23) Father Cekada insists that the words of the form must signify the Order and the grace (we have seen that the former is sufficient) in a univocal and unambiguous manner, based on what Pius XII said: "[declaramus formam esse verba] quibus univoce significantur effectus sacramentales –scilicet potestas Ordinis et gratia Spiritus Sancti-" (DS 3859). This is true, but considering the words not in themselves, but in their broad context. That is why the quotation of Pius XII goes on to say: "quaeque ab Ecclesia qua talis accipiuntur et usurpantur", that is to say, that the words must signify univoce according to the use made of them by the Church in the context of the rite. This Father amuses himself by distinguishing the various senses that the expression "Spiritus principalis" could have, stopping at twelve. If we were to consider what "baptizare" might mean in isolation, we could easily arrive at twenty-four. The only meaning that matters is that which it acquires in the context of the rite and its institution.
24) Leo XIII, Apostolicae Curae, DS 3317a: "Knowing full well the necessary link between faith and worship, between the rule of faith and the rule of prayer, under the pretext of restoring the order of the liturgy to its primitive form, they corrupted it in many respects to bring it into accord with the errors of the innovators. Hence, in the entire Ordinal, not only is there no clear mention of sacrifice, of consecration and of the power of the priest to consecrate and to offer sacrifice; but, as we have already indicated, every trace of these and such realities remaining in such prayers of the Catholic rite that were not totally rejected, was purposely suppressed and erased."
25) Leo XIII, Apostolicae curae, DS 3317a: "Ad rectam vero plenamque Ordinalis anglicani aestimationem, praeter ista per aliquas eius partes notata, nihil profecto tam valet quam si probe aestimetur quibus adiunctis rerum conditum sit et publice constitutum". [“For a correct and adequate appraisal of the Anglican Ordinal, besides what we have noted as to some of its parts, it is above all important to consider the circuмstances under which it was composed and publicly instituted” – transl. note]
26) Fr. Pierre-Marie OP, "Le nouveau rituel de consécration episcopale est-il valide?". Le Sel de la Terre n° 54, p. 72-129. On pages 101-104 he gives a comparative table of the new rite with the Traditio and the Coptic and Maronite rites.
27) Thus argues L. Marchal in the article cited from the DTC, vol. XI, col. 1176.
28) When Fr. Cekada, in the article cited above, considers the various meanings of "Spiritus principalis", he studies what is said in the dictionaries, Psalm 50, the Fathers of the Church, some ancient and modern theologians, and even some non-sacramental ceremonies of the Coptic rite, but he never stops to consider the meaning it has in the Coptic Rite of Episcopal Consecration. Although his study "reveals a dozen possible meanings", he is not entitled to conclude that "none of these expressions specifically signifies the episcopate in general nor the fullness of the Holy Orders that a bishop possesses". At least in the Coptic (and in the Maronite) rite it has that meaning.

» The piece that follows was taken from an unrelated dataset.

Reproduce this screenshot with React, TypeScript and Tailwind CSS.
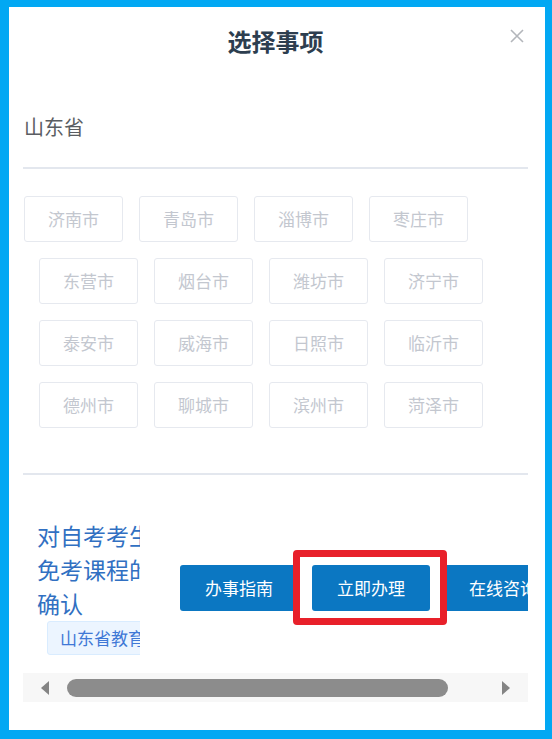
const cityRows = [
  ['济南市', '青岛市', '淄博市', '枣庄市'],
  ['东营市', '烟台市', '潍坊市', '济宁市'],
  ['泰安市', '威海市', '日照市', '临沂市'],
  ['德州市', '聊城市', '滨州市', '菏泽市'],
]

const font = { fontFamily: '"Noto Sans CJK SC", "Noto Sans", sans-serif' }

function CityButton({ name }: { name: string }) {
  return (
    <div className="w-[99px] h-[46px] flex items-center justify-center border border-[#e6e9ef] rounded-[3px] text-[17px] text-[#c3c7cf] bg-white">
      {name}
    </div>
  )
}

function ActionButton({ label }: { label: string }) {
  return (
    <div className="shrink-0 w-[118px] h-[46px] flex items-center justify-center rounded-[3px] bg-[#0b77c2] text-white text-[17px] whitespace-nowrap">
      {label}
    </div>
  )
}

export default function App() {
  return (
    <div
      className="w-[552px] h-[739px] bg-[#02a8f3] pt-[7px] pl-[9px] pr-[7px] pb-[9px]"
      style={font}
    >
      <div className="relative h-full bg-white flex flex-col px-[14px] pr-[17px]">
        {/* header */}
        <div className="pt-[19px] text-center text-[24px] leading-[30px] font-bold text-[#2d3e4f]">
          选择事项
        </div>
        <button className="absolute top-[21px] right-[20px] w-[16px] h-[16px]">
          <svg viewBox="0 0 16 16" className="w-full h-full" fill="none" stroke="#b3b6bb" strokeWidth="1.6">
            <path d="M2 2 L14 14 M14 2 L2 14" />
          </svg>
        </button>

        <div className="mt-[57px] pl-[1px] text-[20px] leading-[28px] text-[#5a5d62]">山东省</div>
        <div className="mt-[26px] h-[2px] bg-[#e3e7ee]" />

        {/* cities */}
        <div className="mt-[27px] flex flex-col gap-[16px]">
          {cityRows.map((row, i) => (
            <div key={i} className={i === 0 ? 'flex gap-[16px] pl-[1px]' : 'flex gap-[16px] pl-[16px]'}>
              {row.map((c) => (
                <CityButton key={c} name={c} />
              ))}
            </div>
          ))}
        </div>

        <div className="mt-[45px] h-[2px] bg-[#e3e7ee]" />

        {/* item row, scrolled horizontally */}
        <div className="overflow-hidden">
          <div className="flex items-center pt-[43px] pb-[18px] pl-[14px]">
            <div className="shrink-0 w-[103px] overflow-hidden">
              <div className="text-[23px] leading-[34px] text-[#3170c2] whitespace-nowrap">
                <div>对自考考生</div>
                <div>免考课程的</div>
                <div>确认</div>
              </div>
              <div className="ml-[10px] mt-[1px] w-[130px] h-[34px] flex items-center pl-[12px] bg-[#ecf5ff] border border-[#d9ecff] rounded-[3px] text-[17px] text-[#3f78d6] whitespace-nowrap">
                山东省教育厅
              </div>
            </div>
            <div className="flex gap-[14px] ml-[40px] mt-[2px]">
              <ActionButton label="办事指南" />
              <div className="relative shrink-0">
                <div className="absolute -left-[19px] -top-[15px] w-[154px] h-[75px] border-[7px] border-[#e8202a] rounded-[4px] bg-white" />
                <div className="relative z-10">
                  <ActionButton label="立即办理" />
                </div>
              </div>
              <ActionButton label="在线咨询" />
            </div>
          </div>
        </div>

        {/* horizontal scrollbar */}
        <div className="h-[29px] bg-[#f7f7f7] flex items-center">
          <div className="w-[44px] flex justify-center">
            <div className="w-0 h-0 border-y-[7px] border-y-transparent border-r-[8px] border-r-[#848484]" />
          </div>
          <div className="w-[381px] h-[18px] rounded-full bg-[#8c8c8c]" />
          <div className="flex-1 flex justify-end pr-[18px]">
            <div className="w-0 h-0 border-y-[7px] border-y-transparent border-l-[8px] border-l-[#848484]" />
          </div>
        </div>
      </div>
    </div>
  )
}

29) This is what Dom Puniet says about the Patriarch of the West, the Pope, in Le pontifical romain, vol. II, p. 26: "Quite late in the Church's history, was introduced the practice of choosing as successor to Peter a prelate who had already acquired the episcopal character. But this practice, which has become the rule since the beginning of the XVIth Century, was formerly considered illegal by virtue of the prohibition against the transfer of bishops. Until the IXth Century, not a single pope was known to have been already a bishop at the time of his election to the pontifical throne".

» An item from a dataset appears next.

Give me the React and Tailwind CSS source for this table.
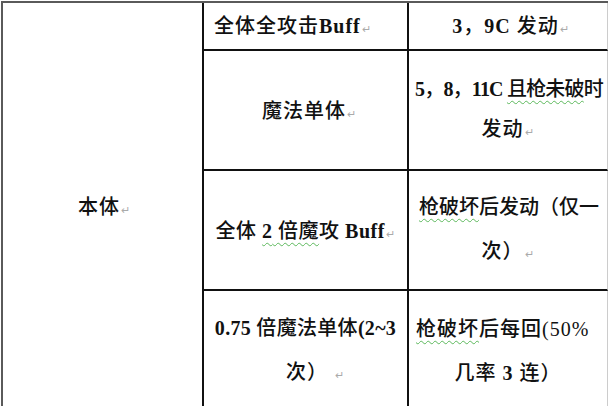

30) A major flaw in the study of Fr Cekada, is the little attention he gives to the influence of context on the signification of the essential form. He does not consider this point of doctrine among the "principles to be applied", taking it into account only as an objection of Fr. Pierre-Marie OP (n. IX of his article). He responds to the objection by affirming that "the new form does not signify, even in an equivocal way, one of the elements whose expression Pius XII had demanded in the sacramental form, namely, the power of Order which is conferred". But we have demonstrated that this is not true, confirming it with the Coptic and Maronite rites.

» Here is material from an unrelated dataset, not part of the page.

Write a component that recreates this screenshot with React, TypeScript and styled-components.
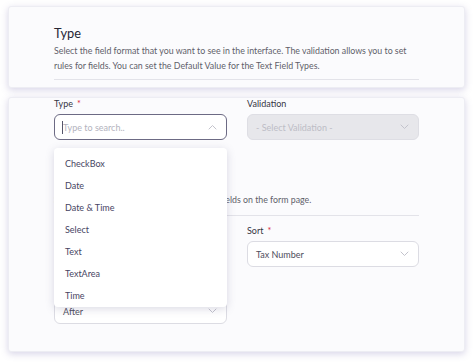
import React from "react";
import styled, { createGlobalStyle } from "styled-components";

const Global = createGlobalStyle`
  html, body {
    margin: 0;
    padding: 0;
    background: #ffffff;
    font-family: "Lato", "Noto Sans", sans-serif;
  }
`;

const Page = styled.div`
  width: 474px;
  height: 364px;
  box-sizing: border-box;
  padding: 6px 9px 0 8px;
  display: flex;
  flex-direction: column;
  gap: 9px;
  overflow: hidden;
`;

const Card = styled.section<{ $h: number }>`
  height: ${(p) => p.$h}px;
  box-sizing: border-box;
  background: #fbfbfd;
  border: 1px solid #ededf3;
  border-radius: 3px;
  box-shadow: 0 2px 7px rgba(110, 100, 170, 0.28);
  padding: 0 45px;
  position: relative;
`;

const Title = styled.h2`
  margin: 0;
  padding-top: 17px;
  font-size: 12.8px;
  font-weight: 400;
  color: #262634;
  line-height: 18px;
`;

const Desc = styled.p<{ $mt: number }>`
  margin: ${(p) => p.$mt}px 0 0;
  font-size: 8.8px;
  line-height: 15px;
  color: #5f5f6a;
`;

const Divider = styled.hr<{ $mt: number }>`
  border: 0;
  border-top: 1px solid #e3e3e9;
  margin: ${(p) => p.$mt}px 0 0;
`;

const Grid = styled.div<{ $mt: number }>`
  display: grid;
  grid-template-columns: 173px 172px;
  column-gap: 20px;
  margin-top: ${(p) => p.$mt}px;
`;

const Field = styled.div<{ $pt?: number }>`
  display: flex;
  flex-direction: column;
  position: relative;
  padding-top: ${(p) => p.$pt ?? 0}px;
`;

const Label = styled.label`
  font-size: 9px;
  color: #353543;
  line-height: 12px;
  height: 16px;
  span {
    color: #d9253a;
    margin-left: 4px;
  }
`;

const Box = styled.div<{ $state?: "focus" | "disabled" | "normal" }>`
  height: 26px;
  box-sizing: border-box;
  border-radius: 6px;
  border: 1px solid
    ${(p) =>
      p.$state === "focus" ? "#6c6a84" : p.$state === "disabled" ? "#dedee4" : "#dcdce3"};
  background: ${(p) => (p.$state === "disabled" ? "#e7e7eb" : "#ffffff")};
  display: flex;
  align-items: center;
  justify-content: space-between;
  padding: 0 9px 0 8px;
  font-size: 9px;
  color: ${(p) => (p.$state === "disabled" ? "#bdbdc6" : "#4d4d5c")};
`;

const Placeholder = styled.span`
  color: #b3b3be;
  position: relative;
  &::before {
    content: "";
    position: absolute;
    left: -1px;
    top: -1px;
    bottom: -1px;
    width: 1px;
    background: #55556a;
  }
`;

const Menu = styled.ul`
  position: absolute;
  top: 50px;
  left: 0;
  width: 173px;
  height: 159px;
  box-sizing: border-box;
  margin: 0;
  padding: 5px 0 0;
  list-style: none;
  background: #ffffff;
  border-radius: 4px;
  box-shadow: 0 2px 8px rgba(90, 85, 130, 0.22);
  z-index: 5;
`;

const Item = styled.li`
  height: 22px;
  line-height: 22px;
  padding-left: 11px;
  font-size: 9px;
  color: #474563;
`;

const Chevron = ({ up }: { up?: boolean }) => (
  <svg width="9" height="6" viewBox="0 0 9 6" fill="none">
    <path
      d={up ? "M1 5 L4.5 1.5 L8 5" : "M1 1 L4.5 4.5 L8 1"}
      stroke="#c3c3cc"
      strokeWidth="1"
      strokeLinecap="round"
      strokeLinejoin="round"
    />
  </svg>
);

const items = ["CheckBox", "Date", "Date & Time", "Select", "Text", "TextArea", "Time"];

export default function App() {
  return (
    <>
      <Global />
      <Page>
        <Card $h={82}>
          <Title>Type</Title>
          <Desc $mt={1}>
            Select the field format that you want to see in the interface. The validation allows you to set
            rules for fields. You can set the Default Value for the Text Field Types.
          </Desc>
          <Divider $mt={6} />
        </Card>
        <Card $h={255}>
          <Grid $mt={0}>
            <Field>
              <Label>
                Type<span>*</span>
              </Label>
              <Box $state="focus">
                <Placeholder>Type to search..</Placeholder>
                <Chevron up />
              </Box>
              <Menu>
                {items.map((i) => (
                  <Item key={i}>{i}</Item>
                ))}
              </Menu>
            </Field>
            <Field>
              <Label>Validation</Label>
              <Box $state="disabled">
                - Select Validation -
                <Chevron />
              </Box>
            </Field>
          </Grid>
          <Desc $mt={52}>Set the order of the new field among other fields on the form page.</Desc>
          <Divider $mt={8} />
          <Grid $mt={9}>
            <div />
            <Field>
              <Label>
                Sort<span>*</span>
              </Label>
              <Box>
                Tax Number
                <Chevron />
              </Box>
            </Field>
            <Field $pt={15}>
              <Label />
              <Box>
                After
                <Chevron />
              </Box>
            </Field>
          </Grid>
        </Card>
      </Page>
    </>
  );
}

31) “Recevez l’offrande du peuple Saint pour la présenter a Dieu. Ayez conscience de ce que vous ferez, imitez dans votre vie ce que vous accomplirez par ces rites, et conformez-vous au mystére de la croix du Seigneur”.
32) Fr Cekada concludes that the rite is invalid. But - as can be seen even more clearly in the summary of his position that he presents in a later article: Still Null and Still Void - in arriving at this conclusion he makes two errors: 1. Relying exclusively on Pius XII's Sacramentum Ordinis, when it would have been just as appropriate, or even more so, to take into account Apostolicae Curae of Leo XIII, he demands that the essential form should mention the Order and the grace to be conferred, whereas the former is sufficient. 2. He arbitrarily denies that the new form can signify, even ambiguously, the Episcopal Order; for which he always avoids discussing the meaning of "Spiritus principalis" in the Coptic and Maronite rites.
33) Much is said by the moralists about the necessity of certainty in the validity of the sacraments.